А тогда, в 1952 году, приглашенные Александром Довженко, писавшим в Каховке гигантский романтический сценарий все о той же стройке коммунизма, Кузнецов и я — пошли вместе с великим режиссером на японский фильм новой волны. Названия фильма не помню. Это была близкая к «Похитителям велосипедов» история многодетной семьи в Токио, отец которой никак не может найти себе работу. Они с женой решают отравить газом и себя, и детей. Перед этим они продают последнее, что у них осталось, и ведут детей в парк — покатать на качелях, на лодке. Неожиданно мальчик срывается в воду, и отец его спасает.
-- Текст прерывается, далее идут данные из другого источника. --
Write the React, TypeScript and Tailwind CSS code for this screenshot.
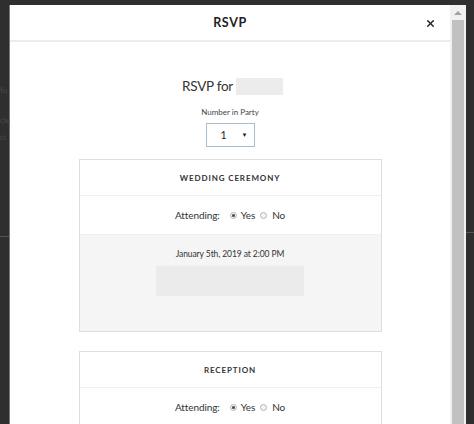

После этого великий кинорежиссер, не дожидаясь конца, направился к выходу, громогласно заявив на весь зал:
— Это так гениально, что я не могу этого больше видеть. Мне стыдно за всю мою жизнь.
А я испытал нестерпимый стыд в 1961 году. Тогда, впервые встав на обрыве перед Бабьим Яром рядом с Кузнецовым, вызвавшимся быть моим гидом, я потрясенно увидел, что там нет никакого памятника, ни даже какого-либо знака. Бабий Яр был превращен в свалку. Начало стихотворения выдохнул ось само: «Над Бабьим Яром памятников нет…»
3. Стыд как соавтор
Мои многие стихи начинались именно со стыда. Чаще всего — со стыда за себя.
Стыдиться только за других — гораздо комфортабельней.
В случае с Бабьим Яром для моего стыда была особая причина.
Я рос в семье, где никогда не слышал еврейских анекдотов, за исключением тех случаев, когда их рассказывали мамины приятели-евреи, любившие подшучивать сами над собой. На станции Зима бок о бок мирно существовали и православное, и католическое, и еврейское кладбища…
Впервые слово «жид» я услышал в Москве. «Как ты можешь сидеть на одной парте с жидом?» — спросил у меня один хмырь-третьегодник. Когда я переспросил его: «Что это такое?» — он, наверно, подумал, что я притворяюсь.
В Москве мама брала меня с собой в Еврейский театр на Малой Бронной, и я трижды видел на сцене великого Михоэлса — дважды в роли короля Лира и один раз — Тевье-молочника. Я влюбился в него. Мама взяла меня на похороны Михоэлса, когда его тело привезли из Минска.
— Дело нечисто, — показывая глазами на гроб, шепнула маме какая-то ее знакомая, но я это услышал. Еще я запомнил, что у выступавшего на панихиде Фадеева был неестественно тонкий голос, не совпадавший с его высоким ростом и благородной сединой. Он еле закончил свою речь, прерываемую дребезжащими всхлипываниями.
Надвигалось что-то страшное.
В 1952 году, когда я поступил в Литинститут, там было только два еврея — пылкий юноша-публицист и саркастическая девушка-критик.